I knew I wanted to go to film school in Tallahassee, so I went down (to Orlando) to get ready. I was working at studios and restaurants and stuff; didn’t really have a lot of friends, smoking a lot of weed, listening to a lot of music. (laughs) So in a weird way, it was a very formative musical experience. A lot of time to just listen to music, you know what I mean? I’m a friendly guy, but I just didn’t know a lot of people there. So I had a lot of time to sit and absorb music, which was really big.
And then grad school, not a lot of people come through Tallahassee, but there are some very passionate music listeners in Tallahassee. I remember Low coming through and really enjoying it. I met a lot of people that ended up in my band, because those are the people that I was hanging around with when I started making those songs that eventually I had to tour on. E.J. (Holowicki), our bass player, was my roommate from grad school. So those musical connections were definitely Florida connections.
At this point, we’re 15 years out from when you left Tallahassee — does your film background continue to play a role in Iron and Wine?
Eh, you know. I never really felt like it played a huge rule in the first place, but a lot of people like to talk about it. (laughs) I think they assume that I was interested in writing a thing that I wrote about because of my movie training. I don’t know if it helps or not.

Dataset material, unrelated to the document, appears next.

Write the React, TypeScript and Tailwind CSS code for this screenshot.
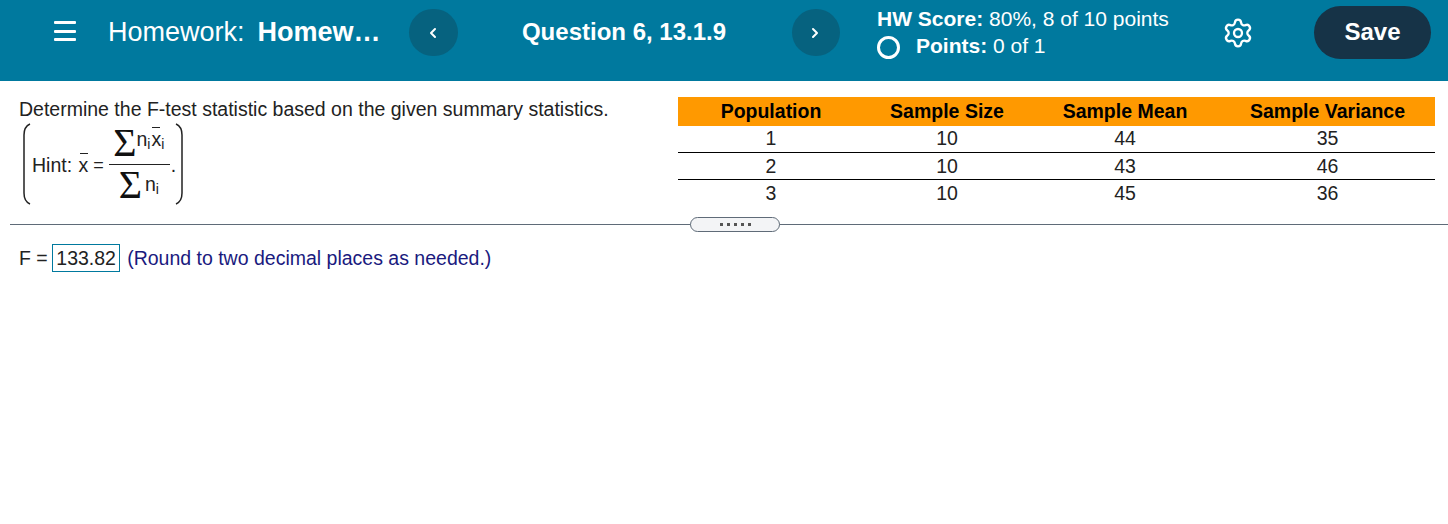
import { ChevronLeft, ChevronRight, Settings } from "lucide-react";

const rows = [
  ["1", "10", "44", "35"],
  ["2", "10", "43", "46"],
  ["3", "10", "45", "36"],
];

function Paren({ flip }: { flip?: boolean }) {
  return (
    <svg width="9" height="82" viewBox="0 0 9 82" className={flip ? "-scale-x-100" : ""} fill="none" stroke="#222" strokeWidth="1.5">
      <path d="M8 1 C3.500 3 2 6 2 12 L2 70 C2 76 3.500 79 8 81" />
    </svg>
  );
}

function XBar() {
  return (
    <span className="relative">
      x
      <span className="absolute left-[1px] top-[-1px] h-[1px] w-[8px] bg-[#222]" />
    </span>
  );
}

function Sigma() {
  return <span className="font-['Liberation_Serif',serif] text-[40px] leading-none text-[#111]">Σ</span>;
}

function Hint() {
  return (
    <div className="ml-[3px] mt-[1px] flex h-[84px] items-center">
      <Paren />
      <div className="ml-[1px] flex items-center">
        <span className="mt-[3px]">Hint:&nbsp;</span>
        <span className="ml-[1px] mt-[3px]"><XBar /></span>
        <span className="mt-[3px] text-[18px]">&nbsp;=&nbsp;</span>
        <div className="flex w-[61px] flex-col items-center">
          <div className="flex h-[41px] w-full items-center justify-center border-b border-[#222]">
            <span className="-ml-[1px]"><Sigma /></span>
            <span className="mt-[-8px]">n<sub className="text-[14px]">i</sub></span>
            <span className="ml-[1px] mt-[-8px]"><XBar /><sub className="text-[14px]">i</sub></span>
          </div>
          <div className="flex h-[40px] items-center justify-center pt-[2px]">
            <span className="-ml-[1px]"><Sigma /></span>
            <span className="ml-[3px] mt-[-2px]">n<sub className="text-[14px]">i</sub></span>
          </div>
        </div>
        <span className="ml-[1px] mt-[3px]">.</span>
      </div>
      <div className="-ml-[1px]">
        <Paren flip />
      </div>
    </div>
  );
}

export default function App() {
  return (
    <div className="h-[524px] w-[1448px] overflow-hidden bg-white font-['Liberation_Sans',Arial,sans-serif] text-[19.5px] text-[#222]">
      {/* Top bar */}
      <header className="flex h-[81px] items-start bg-[#00799e] text-white">
        <button className="ml-[54px] mt-[21px] flex h-[20px] w-[22px] flex-col justify-between">
          <span className="h-[3px] w-full rounded-[1px] bg-white" />
          <span className="h-[3px] w-full rounded-[1px] bg-white" />
          <span className="h-[3px] w-full rounded-[1px] bg-white" />
        </button>
        <div className="ml-[32px] mt-[16px] flex w-[301px] text-[27px] leading-[33px]">
          <span>Homework:</span>
          <span className="ml-[13px] font-bold">Homew…</span>
        </div>
        <button className="mt-[9px] flex h-[47px] w-[49px] items-center justify-center rounded-full bg-[#06627f]">
          <ChevronLeft size={16} strokeWidth={3} className="-translate-x-[1px]" />
        </button>
        <div className="mt-[17px] w-[332px] text-center text-[24px] font-bold leading-[30px]">Question 6, 13.1.9</div>
        <button className="ml-[2px] mt-[9px] flex h-[47px] w-[48px] items-center justify-center rounded-full bg-[#06627f]">
          <ChevronRight size={16} strokeWidth={3} className="-translate-x-[1px]" />
        </button>
        <div className="ml-[37px] mt-[5px] w-[345px] text-[21px] leading-[28px]">
          <div className="flex">
            <span className="font-bold">HW Score:</span>
            <span>&nbsp;80%, 8 of 10 points</span>
          </div>
          <div className="mt-[-1px] flex items-center">
            <span className="mt-[3px] h-[23px] w-[23px] rounded-full border-[3px] border-white" />
            <span className="ml-[16px] font-bold">Points:</span>
            <span>&nbsp;0 of 1</span>
          </div>
        </div>
        <Settings size={32} strokeWidth={1.75} className="mt-[17px]" />
        <button className="ml-[60px] mt-[6px] h-[53px] w-[117px] rounded-[27px] bg-[#163347] pb-[2px] text-[24px] font-bold text-white">Save</button>
      </header>

      {/* Question */}
      <div className="flex h-[136px] pl-[19px]">
        <div className="w-[659px] pt-[16px]">
          <div className="leading-[24px]">Determine the F-test statistic based on the given summary statistics.</div>
          <Hint />
        </div>
        <table className="mt-[16px] h-[109px] w-[757px] table-fixed border-separate border-spacing-0 self-start text-center leading-[24px]">
          <colgroup>
            <col className="w-[186px]" />
            <col className="w-[166px]" />
            <col className="w-[190px]" />
            <col className="w-[215px]" />
          </colgroup>
          <thead>
            <tr className="h-[29px] bg-[#ff9900] font-bold text-black">
              <th className="p-0 pb-[1px]">Population</th>
              <th className="p-0 pb-[1px]">Sample Size</th>
              <th className="p-0 pb-[1px]">Sample Mean</th>
              <th className="p-0 pb-[1px]">Sample Variance</th>
            </tr>
          </thead>
          <tbody>
            {rows.map((row, i) => (
              <tr key={row[0]} className={i < 2 ? "h-[27px]" : "h-[26px]"}>
                {row.map((cell, j) => (
                  <td
                    key={j}
                    className={
                      i === 0
                        ? "border-b border-black p-0 align-top"
                        : i === 1
                          ? "border-b border-black p-0 pt-[1px] align-top"
                          : "p-0 pt-[1px] align-top"
                    }
                  >
                    {cell}
                  </td>
                ))}
              </tr>
            ))}
          </tbody>
        </table>
      </div>

      {/* Divider with drag handle */}
      <div className="relative ml-[10px] mt-[7px] h-[1px] bg-[#5f6b78]">
        <div className="absolute left-[680px] top-[-7px] flex h-[15px] w-[90px] items-center justify-center gap-[4px] rounded-[8px] border border-[#5f6b78] bg-[#f3f4f6]">
          {[0, 1, 2, 3, 4].map((d) => (
            <span key={d} className="h-[3px] w-[3px] bg-[#555]" />
          ))}
        </div>
      </div>

      {/* Answer */}
      <div className="ml-[19px] mt-[19px] flex h-[28px] items-center">
        <span className="pt-[1px]">F =&nbsp;</span>
        <span className="ml-[-1px] flex h-[28px] w-[68px] items-center justify-center border border-[#00799e] pt-[1px]">133.82</span>
        <span className="ml-[7px] pt-[1px] text-[#1a1a7e]">(Round to two decimal places as needed.)</span>
      </div>
    </div>
  );
}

That said, I don’t have a lot of time to watch movies these days, but at the same time, I’ve been taking meetings with people and met a lot of directors, which is weird. I had a meeting with a director’s agent a couple of weeks ago, and it was like, this is the f---ing moment that I would have killed a man for 10 years ago, when I was in Tallahassee. This is one of the magical, mysterious things — the stuff behind the door that I wanted to see but didn’t have access to, because I was doing music. (laughs) Now that I’m into music, everyone’s interested in what I want to make. Isn’t that strange? If you pursue something directly, you’re denied it, and then if you come in through the back door, sometimes you get in. It’s just so bizarre.

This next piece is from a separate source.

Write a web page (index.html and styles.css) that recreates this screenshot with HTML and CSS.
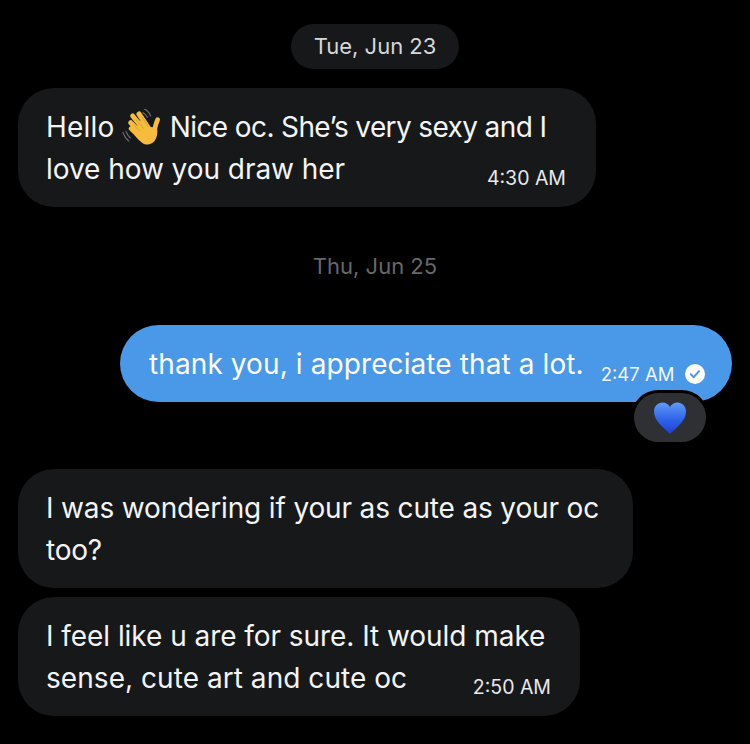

But at the same time, it’s really exciting, ’cause there’s a lot of material that I would love to make into movies. So maybe someday. I don’t know. I’m having a hard enough time finding time to write songs at the moment. Just so much going on. But I’m working towards it.
It’s funny, because Such Great Heights had been around for a couple of years before Garden State, but that does seem to be the point where it really caught everyone’s attention. At that time, did you think, “Well, this isn’t how I expected to make it in the film industry, but I’ll take it?”

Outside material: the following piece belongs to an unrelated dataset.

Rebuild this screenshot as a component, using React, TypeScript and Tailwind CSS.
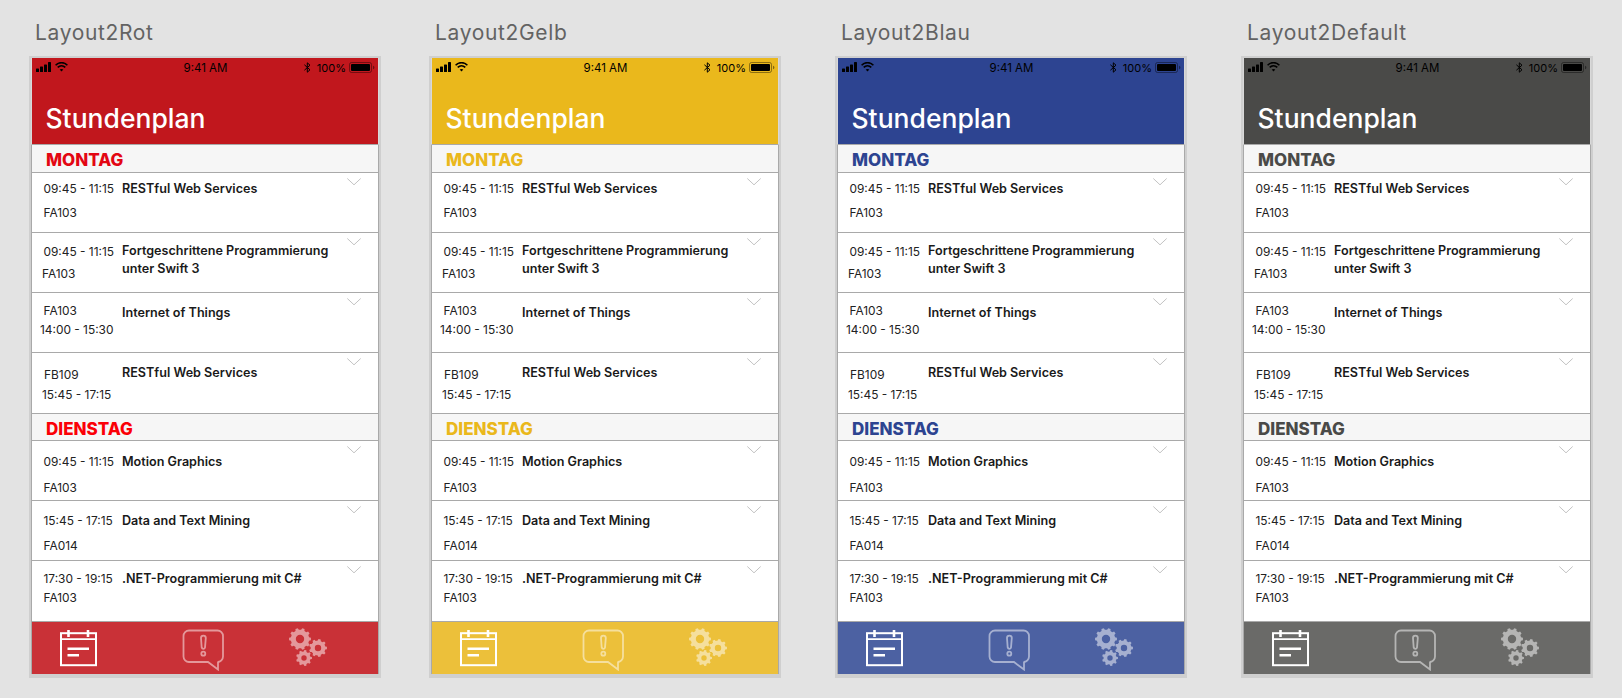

It was definitely a kick in the head, that’s for sure. I love irony. (laughs) Even at my own expense, I love it. And the Twilight films even more so, just on a whole ’nother level. It’s just bananas that the thing you’re so interested in would come at you in a totally different way.
With this being a solo show in Tampa, how will that take shape? Do you curate a setlist? Do you take requests?
Yeah, all of that. I’ll jot some songs down just in case no one wants to hear anything in particular, but if people call stuff out, I’ll definitely play it. I just try to have fun. It’s just me and them. Me versus them. Me and the audience.
I like the phrase “me versus them.” That’s an interesting way to describe a performance.
(laughs) It feels like that sometimes.
Even today, now that you’re not playing clubs, and playing theaters instead, do you still feel there’s a combative element between performer and audience?
Only if you make it. It depends on what you want from them. I definitely felt like when I first started out, I had something to prove. And I wasn’t a particularly secure performer. I’m still not. But at the same time, I’ve f---ed up in front of enough people to not worry about it and survive. (laughs) I guess I just feel more like a ringleader these days, rather than just a deer in the headlights. You have a very vital role in how much fun the people have, not just in what you perform musically on the stage, but in how you interact with them. You control the entire room, obviously. You can be courteous and fun and keep people engaged without just feeling like you have to put your head down, and if they don’t appreciate what you do musically, then f--- ’em. I’m not like a song and dance man, but at the same time, I know how to be nice to people. (laughs)
I can imagine, 12 years ago, you play a song like Upward Over the Mountain in a small club, in a way, you’re almost daring some jackass who’s had a few drinks to yell out.
Pretty much. A little bit too serious for what people are accustomed to in that setting, for sure. I definitely remember early on just being totally demoralized. I’m up there playing this really quiet song, and I can hear these two girls on the front row with their backs to us, leaning on the stage, talking about their f---ing grocery lists. I remember those days. But at the same time, luckily, I think because we got involved with the Sub Pop label, they had an audience already groomed. They were the curators, in a way, in this music-listening community. People were waiting for what Sub Pop put out. And I think we got really lucky and those ears heard us and pretty much immediately knew what we were about. I didn’t really have to deal with a lot of people that were just checking us out to check us out. Granted, they were small shows, but people went in knowing what to expect, and knowing that it was a show that you wanted to hear.
You’ve spent time all over South Carolina, Virginia, Florida and Texas. When you come back to an area where you spent time in your formative years, do you revisit old haunts, or reflect on on times past?
Of course. I’m a human being. (laughs) It’s strange, because I’ve had a couple of experiences like that recently, revisiting old stomping grounds. Definitely, you feel unattached. It feels really familiar, but it also just makes you really reflect on how quickly time passes, and also as a traveler — not just somebody who goes on tour, but we’re all travelers in a certain way, right? Sometimes you move a lot faster than you think, and it’s a strange thing to come to an old familiar place and realize how fast you’ve been traveling, or how far.